— Begin Records shown —

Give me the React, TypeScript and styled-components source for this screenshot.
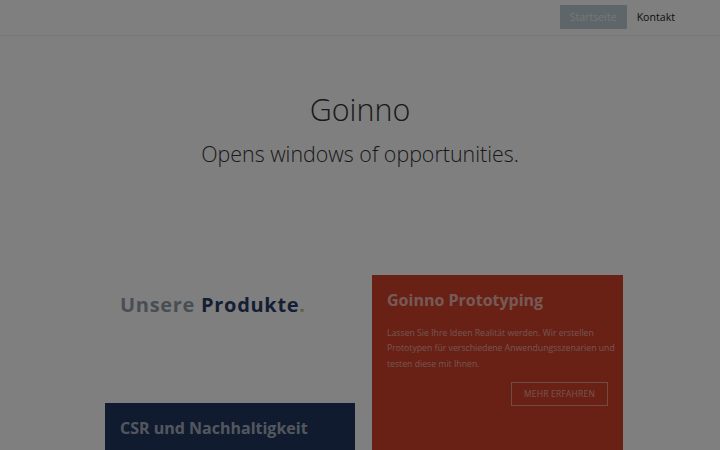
import React, { FC } from "react";
import styled, { createGlobalStyle } from "styled-components";

const GlobalStyle = createGlobalStyle`
	html, body {
		margin: 0;
		padding: 0;
		background: #fff;
		font-family: "Open Sans", "Liberation Sans", sans-serif;
	}
	* {
		box-sizing: border-box;
	}
`;

const Page = styled.div`
	width: 720px;
	height: 450px;
	overflow: hidden;
	background: #fff;
`;

/* dark layer that dims the whole page */
const Dimmer = styled.div`
	position: fixed;
	inset: 0;
	background: rgba(0, 0, 0, 0.5);
	pointer-events: none;
`;

const Header = styled.header`
	height: 36px;
	display: flex;
	justify-content: flex-end;
	align-items: flex-start;
	padding: 5px 35px 0 0;
	border-bottom: 1px solid #eee;
`;

const NavLink = styled.a<{ $active?: boolean }>`
	display: flex;
	align-items: center;
	height: 24px;
	padding: 0 10px;
	font-size: 10.6px;
	color: ${({ $active }) => ($active ? "rgba(255,255,255,0.7)" : "#222")};
	background: ${({ $active }) => ($active ? "#bccdd2" : "transparent")};
	text-decoration: none;
`;

const Hero = styled.section`
	display: flex;
	flex-direction: column;
	align-items: center;
	padding-top: 51px;
	height: 239px;
	color: #333;
	font-weight: 300;

	h1 {
		margin: 0;
		font-size: 30.5px;
		font-weight: 300;
		line-height: 44px;
	}

	p {
		margin: 8px 0 0;
		font-size: 21.4px;
		line-height: 30px;
	}
`;

const Grid = styled.div`
	display: grid;
	grid-template-columns: 250px 251px;
	column-gap: 17px;
	padding-left: 105px;
`;

const Column = styled.div`
	display: flex;
	flex-direction: column;
`;

const Intro = styled.div`
	height: 128px;
	padding: 16px 15px 0;

	h2 {
		margin: 0;
		font-size: 20px;
		font-weight: 700;
		letter-spacing: 0.7px;
		line-height: 27px;
	}

	.muted {
		color: #909ca8;
	}
	.strong {
		color: #2c3c68;
	}
	.dot {
		color: #c5c36a;
	}
`;

const Card = styled.div<{ $bg: string }>`
	background: ${({ $bg }) => $bg};
	padding: 13px 15px 20px;
	min-height: 180px;

	h3 {
		margin: 0;
		font-size: 16px;
		font-weight: 700;
		line-height: 25px;
		color: rgba(255, 255, 255, 0.62);
	}

	p {
		margin: 13px 0 0;
		font-size: 8.7px;
		line-height: 15.4px;
		white-space: nowrap;
		color: rgba(255, 255, 255, 0.55);
	}
`;

const MoreButton = styled.a`
	display: block;
	width: fit-content;
	margin: 10px 0 0 auto;
	padding: 0 12px;
	height: 24px;
	line-height: 22px;
	border: 1px solid rgba(255, 255, 255, 0.45);
	font-size: 8.5px;
	letter-spacing: 0.2px;
	text-transform: uppercase;
	color: rgba(255, 255, 255, 0.55);
	text-decoration: none;
`;

const App: FC = () => (
	<Page>
		<GlobalStyle />
		<Header>
			<NavLink $active>Startseite</NavLink>
			<NavLink>Kontakt</NavLink>
		</Header>
		<Hero>
			<h1>Goinno</h1>
			<p>Opens windows of opportunities.</p>
		</Hero>
		<Grid>
			<Column>
				<Intro>
					<h2>
						<span className="muted">Unsere </span>
						<span className="strong">Produkte</span>
						<span className="dot">.</span>
					</h2>
				</Intro>
				<Card $bg="#22365e">
					<h3>CSR und Nachhaltigkeit</h3>
				</Card>
			</Column>
			<Column>
				<Card $bg="#d2432d">
					<h3>Goinno Prototyping</h3>
					<p>
						Lassen Sie Ihre Ideen Realität werden. Wir erstellen
						<br />
						Prototypen für verschiedene Anwendungsszenarien und
						<br />
						testen diese mit Ihnen.
					</p>
					<MoreButton>Mehr erfahren</MoreButton>
				</Card>
			</Column>
		</Grid>
		<Dimmer />
	</Page>
);

export default App;
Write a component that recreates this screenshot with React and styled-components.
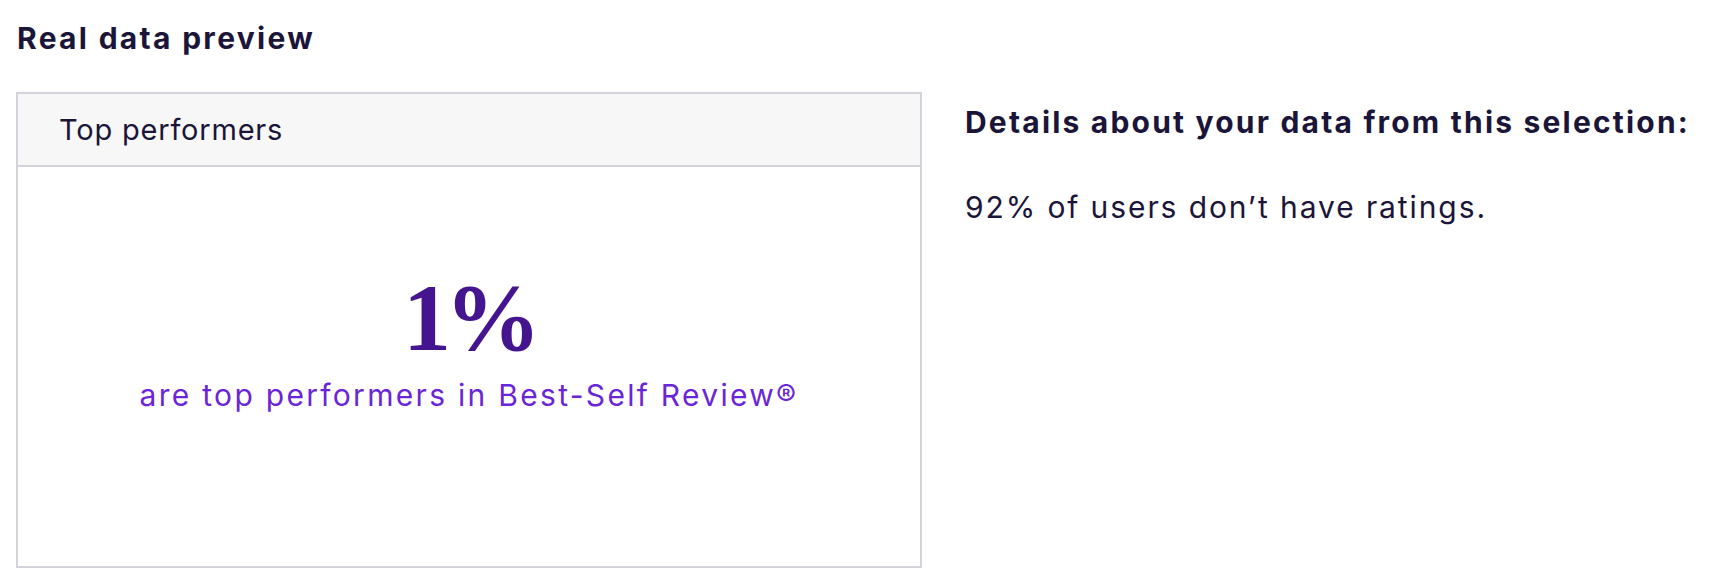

— End Records shown —

*Exercise task*
From the first line above to the line containing "min-height: 180px;", repeat each line exactly. Pictures stay out.

*Exercise answer*
Give me the React, TypeScript and styled-components source for this screenshot.
import React, { FC } from "react";
import styled, { createGlobalStyle } from "styled-components";

const GlobalStyle = createGlobalStyle`
	html, body {
		margin: 0;
		padding: 0;
		background: #fff;
		font-family: "Open Sans", "Liberation Sans", sans-serif;
	}
	* {
		box-sizing: border-box;
	}
`;

const Page = styled.div`
	width: 720px;
	height: 450px;
	overflow: hidden;
	background: #fff;
`;

/* dark layer that dims the whole page */
const Dimmer = styled.div`
	position: fixed;
	inset: 0;
	background: rgba(0, 0, 0, 0.5);
	pointer-events: none;
`;

const Header = styled.header`
	height: 36px;
	display: flex;
	justify-content: flex-end;
	align-items: flex-start;
	padding: 5px 35px 0 0;
	border-bottom: 1px solid #eee;
`;

const NavLink = styled.a<{ $active?: boolean }>`
	display: flex;
	align-items: center;
	height: 24px;
	padding: 0 10px;
	font-size: 10.6px;
	color: ${({ $active }) => ($active ? "rgba(255,255,255,0.7)" : "#222")};
	background: ${({ $active }) => ($active ? "#bccdd2" : "transparent")};
	text-decoration: none;
`;

const Hero = styled.section`
	display: flex;
	flex-direction: column;
	align-items: center;
	padding-top: 51px;
	height: 239px;
	color: #333;
	font-weight: 300;

	h1 {
		margin: 0;
		font-size: 30.5px;
		font-weight: 300;
		line-height: 44px;
	}

	p {
		margin: 8px 0 0;
		font-size: 21.4px;
		line-height: 30px;
	}
`;

const Grid = styled.div`
	display: grid;
	grid-template-columns: 250px 251px;
	column-gap: 17px;
	padding-left: 105px;
`;

const Column = styled.div`
	display: flex;
	flex-direction: column;
`;

const Intro = styled.div`
	height: 128px;
	padding: 16px 15px 0;

	h2 {
		margin: 0;
		font-size: 20px;
		font-weight: 700;
		letter-spacing: 0.7px;
		line-height: 27px;
	}

	.muted {
		color: #909ca8;
	}
	.strong {
		color: #2c3c68;
	}
	.dot {
		color: #c5c36a;
	}
`;

const Card = styled.div<{ $bg: string }>`
	background: ${({ $bg }) => $bg};
	padding: 13px 15px 20px;
	min-height: 180px;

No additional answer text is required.